The best thing a young playwright could do was to immerse himself in the theater, Wilder believed. Climb walls, get thrown out by guards, hide behind back rows—do everything possible to see hundreds of hours or rehearsals, he wrote in 1954. Fifty hours backstage were worth a thousand in the audience. The beginner might have to work at some other occupation to earn a living, but that would not hurt him. It was important, however, not to earn that living by writing rubbish. Writing down could do real damage.

  More than forty years later, he dispensed savvy advice about the writing process itself. Select a subject “close to you—not autobiographically but inwardly.” Think about it. Take walks. Block out the main crises. Begin not at the beginning but at some scene that has already started to “express itself in dialogue.” Take your time. Don’t write too much in a day. Keep a regular steady pace, and the next day’s writing will take shape while you are sleeping.

  In other communications Wilder addressed specific issues of stagecraft. He liked opening a play in silence, as Shakespeare did in Hamlet. He heartily disliked ending with a message, as T. S. Eliot had in The Cocktail Party. He was “grateful and absorbed” by the play until the last fifteen minutes, Wilder wrote Laurence Olivier and Vivien Leigh, but “angry as a boil” when the “answers” began to descend. To another famous actor, Cary Grant, he offered his thoughts about how a film might be made of Gulliver’s Travels. Play it straight, he counseled. Treat it not as a fantasy but as “dead-pan sober-serious travel-experience.” And don’t be afraid of taking liberties, for it would be difficult to keep audiences interested in the giant-pygmy situation for two hours.
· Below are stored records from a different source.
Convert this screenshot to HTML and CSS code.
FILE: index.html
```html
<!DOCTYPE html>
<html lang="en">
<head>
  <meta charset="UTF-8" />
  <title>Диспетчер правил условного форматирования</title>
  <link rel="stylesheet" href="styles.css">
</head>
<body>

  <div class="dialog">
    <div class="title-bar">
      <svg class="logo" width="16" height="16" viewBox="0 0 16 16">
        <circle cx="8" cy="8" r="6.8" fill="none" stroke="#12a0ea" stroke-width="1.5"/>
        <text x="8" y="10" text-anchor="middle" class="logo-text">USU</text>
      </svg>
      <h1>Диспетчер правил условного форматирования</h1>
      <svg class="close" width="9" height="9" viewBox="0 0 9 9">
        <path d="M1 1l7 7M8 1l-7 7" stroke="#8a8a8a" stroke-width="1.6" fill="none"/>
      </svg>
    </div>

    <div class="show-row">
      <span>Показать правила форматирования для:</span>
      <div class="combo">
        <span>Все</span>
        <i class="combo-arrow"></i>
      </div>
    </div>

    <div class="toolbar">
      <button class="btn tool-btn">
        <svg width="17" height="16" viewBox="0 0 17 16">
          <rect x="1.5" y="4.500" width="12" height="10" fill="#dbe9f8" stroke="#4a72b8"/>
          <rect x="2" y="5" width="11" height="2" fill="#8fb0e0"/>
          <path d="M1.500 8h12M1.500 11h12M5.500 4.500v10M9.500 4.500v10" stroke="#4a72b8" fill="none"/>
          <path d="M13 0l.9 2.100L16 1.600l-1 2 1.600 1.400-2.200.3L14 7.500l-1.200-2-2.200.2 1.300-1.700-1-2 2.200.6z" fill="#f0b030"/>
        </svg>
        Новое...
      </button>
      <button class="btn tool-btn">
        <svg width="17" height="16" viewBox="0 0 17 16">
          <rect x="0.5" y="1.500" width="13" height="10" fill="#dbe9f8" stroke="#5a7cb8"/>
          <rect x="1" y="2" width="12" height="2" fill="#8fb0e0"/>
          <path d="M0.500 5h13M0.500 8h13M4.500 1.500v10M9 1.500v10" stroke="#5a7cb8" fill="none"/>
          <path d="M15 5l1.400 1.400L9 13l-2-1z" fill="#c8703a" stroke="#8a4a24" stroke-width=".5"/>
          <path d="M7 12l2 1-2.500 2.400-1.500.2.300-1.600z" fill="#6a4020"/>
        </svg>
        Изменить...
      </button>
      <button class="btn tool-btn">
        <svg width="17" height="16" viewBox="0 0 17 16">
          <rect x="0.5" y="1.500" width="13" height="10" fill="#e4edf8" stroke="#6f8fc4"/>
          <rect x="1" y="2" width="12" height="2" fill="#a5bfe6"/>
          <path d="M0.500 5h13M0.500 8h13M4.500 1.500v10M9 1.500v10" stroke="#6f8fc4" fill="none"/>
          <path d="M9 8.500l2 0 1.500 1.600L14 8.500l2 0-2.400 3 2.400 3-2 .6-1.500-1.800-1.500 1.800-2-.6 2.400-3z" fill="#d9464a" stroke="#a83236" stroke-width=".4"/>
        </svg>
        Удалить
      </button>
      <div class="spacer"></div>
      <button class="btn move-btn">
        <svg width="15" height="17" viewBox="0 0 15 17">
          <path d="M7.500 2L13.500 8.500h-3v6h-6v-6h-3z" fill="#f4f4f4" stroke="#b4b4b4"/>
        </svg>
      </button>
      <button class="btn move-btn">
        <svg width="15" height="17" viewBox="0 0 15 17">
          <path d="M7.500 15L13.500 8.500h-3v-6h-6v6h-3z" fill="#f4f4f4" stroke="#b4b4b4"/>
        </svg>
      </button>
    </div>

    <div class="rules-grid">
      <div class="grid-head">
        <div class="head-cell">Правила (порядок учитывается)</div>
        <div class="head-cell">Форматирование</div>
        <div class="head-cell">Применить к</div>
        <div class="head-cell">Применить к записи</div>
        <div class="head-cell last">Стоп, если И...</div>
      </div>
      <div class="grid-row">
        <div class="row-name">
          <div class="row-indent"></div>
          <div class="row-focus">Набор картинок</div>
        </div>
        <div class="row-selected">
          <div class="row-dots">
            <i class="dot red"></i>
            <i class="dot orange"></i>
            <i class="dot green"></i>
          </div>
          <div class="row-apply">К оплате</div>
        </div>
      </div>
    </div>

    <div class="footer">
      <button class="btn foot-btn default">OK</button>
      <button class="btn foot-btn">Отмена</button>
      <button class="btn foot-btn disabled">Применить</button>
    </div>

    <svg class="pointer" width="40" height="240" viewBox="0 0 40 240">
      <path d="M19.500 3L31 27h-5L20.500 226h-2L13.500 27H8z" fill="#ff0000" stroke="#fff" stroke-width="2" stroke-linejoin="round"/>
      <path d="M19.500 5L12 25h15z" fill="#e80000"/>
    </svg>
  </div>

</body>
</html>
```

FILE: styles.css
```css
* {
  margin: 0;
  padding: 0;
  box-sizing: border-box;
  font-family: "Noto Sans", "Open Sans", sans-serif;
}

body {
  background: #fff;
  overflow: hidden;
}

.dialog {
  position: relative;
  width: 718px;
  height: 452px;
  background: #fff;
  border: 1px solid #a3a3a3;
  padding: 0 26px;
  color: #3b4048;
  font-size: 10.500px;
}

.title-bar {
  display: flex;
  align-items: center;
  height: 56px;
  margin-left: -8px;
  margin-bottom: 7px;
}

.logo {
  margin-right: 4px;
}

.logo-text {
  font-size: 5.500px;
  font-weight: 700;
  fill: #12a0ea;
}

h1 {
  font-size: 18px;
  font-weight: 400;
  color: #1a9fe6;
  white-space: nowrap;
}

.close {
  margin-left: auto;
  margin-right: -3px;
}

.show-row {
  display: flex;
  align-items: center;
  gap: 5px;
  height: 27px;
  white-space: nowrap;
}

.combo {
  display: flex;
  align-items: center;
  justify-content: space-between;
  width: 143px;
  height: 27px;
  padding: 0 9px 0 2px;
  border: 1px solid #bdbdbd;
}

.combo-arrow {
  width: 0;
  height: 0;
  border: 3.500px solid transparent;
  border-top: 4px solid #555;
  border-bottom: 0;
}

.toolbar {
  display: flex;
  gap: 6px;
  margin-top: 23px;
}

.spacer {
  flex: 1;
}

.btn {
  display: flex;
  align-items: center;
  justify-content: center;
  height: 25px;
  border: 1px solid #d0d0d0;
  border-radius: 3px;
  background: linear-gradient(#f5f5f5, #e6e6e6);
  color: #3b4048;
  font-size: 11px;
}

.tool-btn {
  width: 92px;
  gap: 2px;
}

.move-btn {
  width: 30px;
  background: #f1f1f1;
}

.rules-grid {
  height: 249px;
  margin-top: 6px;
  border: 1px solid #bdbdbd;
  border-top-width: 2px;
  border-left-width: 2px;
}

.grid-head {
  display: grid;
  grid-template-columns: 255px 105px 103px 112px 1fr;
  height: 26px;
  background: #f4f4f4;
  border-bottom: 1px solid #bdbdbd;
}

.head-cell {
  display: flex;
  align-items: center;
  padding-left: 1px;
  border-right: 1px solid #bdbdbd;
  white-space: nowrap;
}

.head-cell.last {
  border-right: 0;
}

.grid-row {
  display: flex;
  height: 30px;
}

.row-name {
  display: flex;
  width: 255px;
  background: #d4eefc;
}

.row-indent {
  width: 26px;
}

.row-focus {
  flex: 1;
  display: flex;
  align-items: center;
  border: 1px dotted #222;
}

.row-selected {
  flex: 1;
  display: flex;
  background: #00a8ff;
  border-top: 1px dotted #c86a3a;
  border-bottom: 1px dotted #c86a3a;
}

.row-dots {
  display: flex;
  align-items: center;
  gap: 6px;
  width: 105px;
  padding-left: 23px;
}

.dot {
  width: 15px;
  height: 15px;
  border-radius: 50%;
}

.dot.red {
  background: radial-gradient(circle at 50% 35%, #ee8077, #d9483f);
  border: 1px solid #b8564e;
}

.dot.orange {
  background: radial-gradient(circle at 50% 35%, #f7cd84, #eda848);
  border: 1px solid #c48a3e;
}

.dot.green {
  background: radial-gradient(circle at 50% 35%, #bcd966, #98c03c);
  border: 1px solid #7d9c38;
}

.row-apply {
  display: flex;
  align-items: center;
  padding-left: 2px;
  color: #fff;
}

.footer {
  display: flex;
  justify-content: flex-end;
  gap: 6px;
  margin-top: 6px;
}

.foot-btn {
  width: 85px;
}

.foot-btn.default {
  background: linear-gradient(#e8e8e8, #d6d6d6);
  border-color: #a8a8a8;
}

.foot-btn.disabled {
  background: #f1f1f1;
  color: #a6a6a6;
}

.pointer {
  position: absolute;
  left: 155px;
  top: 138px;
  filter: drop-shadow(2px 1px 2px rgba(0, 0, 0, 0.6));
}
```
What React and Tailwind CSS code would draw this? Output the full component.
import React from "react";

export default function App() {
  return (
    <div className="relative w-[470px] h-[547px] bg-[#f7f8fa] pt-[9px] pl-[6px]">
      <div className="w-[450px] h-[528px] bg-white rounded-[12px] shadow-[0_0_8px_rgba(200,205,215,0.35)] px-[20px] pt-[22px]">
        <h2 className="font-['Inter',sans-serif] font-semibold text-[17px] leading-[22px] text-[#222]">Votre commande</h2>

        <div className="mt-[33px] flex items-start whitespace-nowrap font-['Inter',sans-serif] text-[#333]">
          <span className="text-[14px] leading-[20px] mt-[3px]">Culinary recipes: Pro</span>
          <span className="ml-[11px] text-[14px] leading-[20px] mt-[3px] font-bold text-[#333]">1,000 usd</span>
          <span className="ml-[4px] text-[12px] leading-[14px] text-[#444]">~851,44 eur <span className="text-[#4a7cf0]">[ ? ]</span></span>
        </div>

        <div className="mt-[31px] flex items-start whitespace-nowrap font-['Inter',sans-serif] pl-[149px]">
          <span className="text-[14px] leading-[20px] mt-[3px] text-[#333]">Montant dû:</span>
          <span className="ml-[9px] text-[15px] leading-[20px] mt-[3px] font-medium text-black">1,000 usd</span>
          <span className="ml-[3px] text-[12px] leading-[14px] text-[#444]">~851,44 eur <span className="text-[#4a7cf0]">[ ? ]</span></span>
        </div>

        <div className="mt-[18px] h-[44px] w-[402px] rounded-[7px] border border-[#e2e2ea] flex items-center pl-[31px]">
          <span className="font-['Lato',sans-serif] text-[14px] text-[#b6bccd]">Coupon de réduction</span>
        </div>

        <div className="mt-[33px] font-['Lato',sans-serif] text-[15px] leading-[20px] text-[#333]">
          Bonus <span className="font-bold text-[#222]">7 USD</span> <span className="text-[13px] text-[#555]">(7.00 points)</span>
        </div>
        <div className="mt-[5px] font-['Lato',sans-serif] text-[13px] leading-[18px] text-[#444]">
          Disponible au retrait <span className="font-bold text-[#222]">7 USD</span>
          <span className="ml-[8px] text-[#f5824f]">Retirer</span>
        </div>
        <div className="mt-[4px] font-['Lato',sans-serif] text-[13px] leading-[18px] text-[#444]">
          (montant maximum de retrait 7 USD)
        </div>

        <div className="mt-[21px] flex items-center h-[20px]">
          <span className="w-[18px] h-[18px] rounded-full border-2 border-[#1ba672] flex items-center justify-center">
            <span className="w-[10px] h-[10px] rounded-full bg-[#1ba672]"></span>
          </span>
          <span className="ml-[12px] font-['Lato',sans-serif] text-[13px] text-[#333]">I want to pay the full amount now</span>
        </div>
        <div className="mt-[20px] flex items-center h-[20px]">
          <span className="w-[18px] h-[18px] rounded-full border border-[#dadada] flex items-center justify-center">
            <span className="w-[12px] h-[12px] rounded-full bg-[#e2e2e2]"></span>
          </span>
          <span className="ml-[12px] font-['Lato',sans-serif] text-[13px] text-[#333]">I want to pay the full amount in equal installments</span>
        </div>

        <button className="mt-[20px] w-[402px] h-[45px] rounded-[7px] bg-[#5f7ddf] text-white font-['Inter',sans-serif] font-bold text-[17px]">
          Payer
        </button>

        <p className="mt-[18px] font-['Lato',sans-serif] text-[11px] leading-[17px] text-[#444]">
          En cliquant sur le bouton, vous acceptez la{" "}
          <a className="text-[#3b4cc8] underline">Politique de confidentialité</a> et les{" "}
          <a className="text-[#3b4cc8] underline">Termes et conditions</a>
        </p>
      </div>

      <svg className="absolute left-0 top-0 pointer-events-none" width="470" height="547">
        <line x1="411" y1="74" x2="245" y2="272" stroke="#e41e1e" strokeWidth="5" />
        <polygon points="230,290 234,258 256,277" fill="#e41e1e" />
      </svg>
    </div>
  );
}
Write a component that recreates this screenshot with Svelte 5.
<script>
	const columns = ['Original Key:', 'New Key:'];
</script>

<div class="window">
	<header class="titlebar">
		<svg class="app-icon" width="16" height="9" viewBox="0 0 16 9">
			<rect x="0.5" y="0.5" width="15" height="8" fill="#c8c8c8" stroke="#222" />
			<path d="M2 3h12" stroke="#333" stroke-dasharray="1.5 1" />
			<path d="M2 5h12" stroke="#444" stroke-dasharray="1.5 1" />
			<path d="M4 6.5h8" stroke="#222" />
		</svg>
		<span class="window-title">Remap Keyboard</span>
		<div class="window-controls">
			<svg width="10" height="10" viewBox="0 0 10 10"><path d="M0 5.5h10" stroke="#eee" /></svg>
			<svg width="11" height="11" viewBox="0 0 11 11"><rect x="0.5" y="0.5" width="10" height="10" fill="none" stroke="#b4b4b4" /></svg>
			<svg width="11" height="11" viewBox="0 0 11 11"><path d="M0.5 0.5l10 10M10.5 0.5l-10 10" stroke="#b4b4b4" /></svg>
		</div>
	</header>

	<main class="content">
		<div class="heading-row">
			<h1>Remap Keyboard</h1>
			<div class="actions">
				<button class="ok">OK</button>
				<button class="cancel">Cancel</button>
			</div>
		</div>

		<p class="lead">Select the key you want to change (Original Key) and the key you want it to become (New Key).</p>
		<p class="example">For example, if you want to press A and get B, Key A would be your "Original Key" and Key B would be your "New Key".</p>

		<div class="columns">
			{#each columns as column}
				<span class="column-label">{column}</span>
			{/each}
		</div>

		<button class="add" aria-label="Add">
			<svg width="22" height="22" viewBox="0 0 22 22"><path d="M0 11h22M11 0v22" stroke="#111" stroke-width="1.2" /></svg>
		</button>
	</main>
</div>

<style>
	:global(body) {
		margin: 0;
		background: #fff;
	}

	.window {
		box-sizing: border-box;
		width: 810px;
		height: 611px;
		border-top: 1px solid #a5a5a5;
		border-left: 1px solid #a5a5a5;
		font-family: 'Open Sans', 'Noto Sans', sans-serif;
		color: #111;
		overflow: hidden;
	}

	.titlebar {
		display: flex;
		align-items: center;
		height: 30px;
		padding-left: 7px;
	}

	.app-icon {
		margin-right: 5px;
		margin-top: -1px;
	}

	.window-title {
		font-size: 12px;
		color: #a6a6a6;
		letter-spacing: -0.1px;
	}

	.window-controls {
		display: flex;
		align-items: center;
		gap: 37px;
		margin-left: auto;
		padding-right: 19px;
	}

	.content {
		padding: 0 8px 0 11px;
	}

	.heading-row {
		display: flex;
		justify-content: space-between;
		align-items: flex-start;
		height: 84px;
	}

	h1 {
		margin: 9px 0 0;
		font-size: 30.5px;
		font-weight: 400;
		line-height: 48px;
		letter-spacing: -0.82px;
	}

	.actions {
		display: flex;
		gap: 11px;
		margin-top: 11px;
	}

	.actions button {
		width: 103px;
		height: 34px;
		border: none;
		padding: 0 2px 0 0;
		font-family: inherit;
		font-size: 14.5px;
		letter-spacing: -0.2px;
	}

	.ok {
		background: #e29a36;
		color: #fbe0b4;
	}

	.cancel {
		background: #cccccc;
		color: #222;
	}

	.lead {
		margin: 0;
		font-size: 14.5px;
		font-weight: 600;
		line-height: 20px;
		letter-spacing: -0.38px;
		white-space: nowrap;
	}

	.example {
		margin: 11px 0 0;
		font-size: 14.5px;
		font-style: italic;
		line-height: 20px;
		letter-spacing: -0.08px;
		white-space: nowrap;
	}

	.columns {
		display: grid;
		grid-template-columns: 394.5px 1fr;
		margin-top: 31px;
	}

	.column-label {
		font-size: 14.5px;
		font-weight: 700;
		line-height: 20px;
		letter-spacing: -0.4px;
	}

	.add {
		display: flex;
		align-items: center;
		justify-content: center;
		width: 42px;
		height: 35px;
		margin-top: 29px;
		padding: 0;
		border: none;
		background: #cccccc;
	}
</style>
  In 1957, Wilder proposed a book of letters about the theater, written by and to himself, to his editor Cass Canfield. These would include his correspondence with Ruth Gordon about The Matchmaker, with Sybil Colefax about the London and New York theater, with Max Reinhardt about The Merchant of Yonkers, with Jed Harris about Our Town, and with Laurence Olivier about The Skin of Our Teeth. It would make for a lively book, and his sister Isabel could edit it. Unfortunately, this volume was not published, but these Selected Letters present most of Wilder’s side of that conversation.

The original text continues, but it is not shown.